Dalam konteks peraturan perundang-undangan, lanjut Ikhsan, ketimbang melakukan revisi UU TNI dengan usulan perubahan yang tidak sejalan dengan agenda reformasi TNI, lebih baik membangun dan mengakselerasi pembahasan untuk peraturan perundangan lainnya yang selama ini mandek, seperti revisi UU Peradilan Militer, Rancangan UU Perbantuan TNI, serta memastikan implementasi UU TNI secara presisi.
Sejumlah usulan dalam revisi UU tersebut secara nyata sebaiknya mengakselerasi perluasan peran-peran militer di ranah sipil.
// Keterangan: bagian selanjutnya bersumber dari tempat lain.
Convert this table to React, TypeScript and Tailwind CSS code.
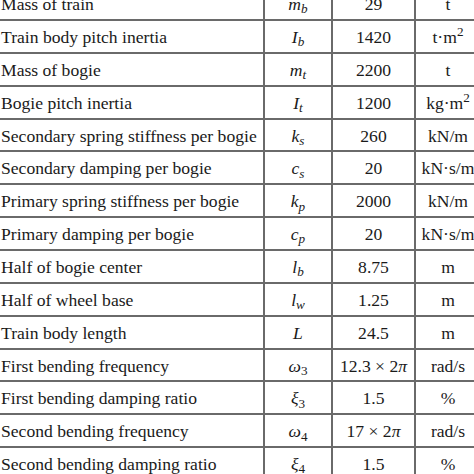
import React from 'react';

type Row = {
  name: string;
  sym: React.ReactNode;
  val: React.ReactNode;
  unit: React.ReactNode;
};

const Sym = ({ base, sub, subItalic = true }: { base: string; sub?: string; subItalic?: boolean }) => (
  <span>
    <i>{base}</i>
    {sub && <sub className={subItalic ? 'italic' : ''}>{sub}</sub>}
  </span>
);

const rows: Row[] = [
  { name: 'Mass of train', sym: <Sym base="m" sub="b" />, val: '29', unit: 't' },
  { name: 'Train body pitch inertia', sym: <Sym base="I" sub="b" />, val: '1420', unit: <>t·m<sup>2</sup></> },
  { name: 'Mass of bogie', sym: <Sym base="m" sub="t" />, val: '2200', unit: 't' },
  { name: 'Bogie pitch inertia', sym: <Sym base="I" sub="t" />, val: '1200', unit: <>kg·m<sup>2</sup></> },
  { name: 'Secondary spring stiffness per bogie', sym: <Sym base="k" sub="s" />, val: '260', unit: 'kN/m' },
  { name: 'Secondary damping per bogie', sym: <Sym base="c" sub="s" />, val: '20', unit: 'kN·s/m' },
  { name: 'Primary spring stiffness per bogie', sym: <Sym base="k" sub="p" />, val: '2000', unit: 'kN/m' },
  { name: 'Primary damping per bogie', sym: <Sym base="c" sub="p" />, val: '20', unit: 'kN·s/m' },
  { name: 'Half of bogie center', sym: <Sym base="l" sub="b" />, val: '8.75', unit: 'm' },
  { name: 'Half of wheel base', sym: <Sym base="l" sub="w" />, val: '1.25', unit: 'm' },
  { name: 'Train body length', sym: <Sym base="L" />, val: '24.5', unit: 'm' },
  { name: 'First bending frequency', sym: <Sym base="ω" sub="3" subItalic={false} />, val: <>12.3 × 2<i>π</i></>, unit: 'rad/s' },
  { name: 'First bending damping ratio', sym: <Sym base="ξ" sub="3" subItalic={false} />, val: '1.5', unit: '%' },
  { name: 'Second bending frequency', sym: <Sym base="ω" sub="4" subItalic={false} />, val: <>17 × 2<i>π</i></>, unit: 'rad/s' },
  { name: 'Second bending damping ratio', sym: <Sym base="ξ" sub="4" subItalic={false} />, val: '1.5', unit: '%' },
];

const App = () => {
  return (
    <div className="w-[474px] h-[474px] overflow-hidden bg-white">
      <div
        className="mt-[-13.85px] w-[480px] text-[17.6px] text-[#1a1a1a]"
        style={{ fontFamily: '"Liberation Serif", "Times New Roman", serif' }}
      >
        {rows.map((r, i) => (
          <div
            key={i}
            className="grid grid-cols-[263px_68px_83px_66px] h-[32.86px] border-t-2 border-[#6a6a6a] leading-[30.86px]"
          >
            <div className="pl-[1px] pt-[1px] whitespace-nowrap overflow-visible">{r.name}</div>
            <div className="border-l-2 border-[#6a6a6a] text-center pt-[1px] whitespace-nowrap">{r.sym}</div>
            <div className="border-l-2 border-[#6a6a6a] text-center pt-[1px] whitespace-nowrap">{r.val}</div>
            <div className="border-l-2 border-[#6a6a6a] text-center pt-[1px] whitespace-nowrap">{r.unit}</div>
          </div>
        ))}
      </div>
    </div>
  );
};

export default App;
Kondisi tersebut terlihat melalui usulan perubahan pada Pasal 7 Ayat 2 mengenai Operasi Militer Selain Perang (OMSP) dengan mengganti diksi ”membantu” menjadi ”mendukung”.
”Implikasinya berpotensi membuat pelibatan TNI dalam OMSP tidak lagi dalam kondisi di luar kemampuan institusi sipil, tetapi dapat kapan saja sebagai penafsiran dukungan,” ucapnya.
Bukan hanya mengubah diksi, Ikhsan menyebutkan, ruang lingkup OMSP juga semakin diperluas melalui penambahan ruang lingkup, seperti penanggulangan penyalahgunaan narkotika dan zat adiktif, serta mendukung pembangunan nasional.
Hal ini semakin didukung dengan dihapusnya kebijakan dan keputusan politik negara sebagai dasar pelaksanaan OMSP. Penghapusan ini mengakibatkan kekurangan dalam hal pengawasan DPR melalui mekanisme hubungan kerja pemerintah dan DPR. Misalnya, rapat konsultasi dan rapat kerja. Padahal, mekanisme ini sangat penting sebagai bagian dari potret kontrol sipil terhadap militer.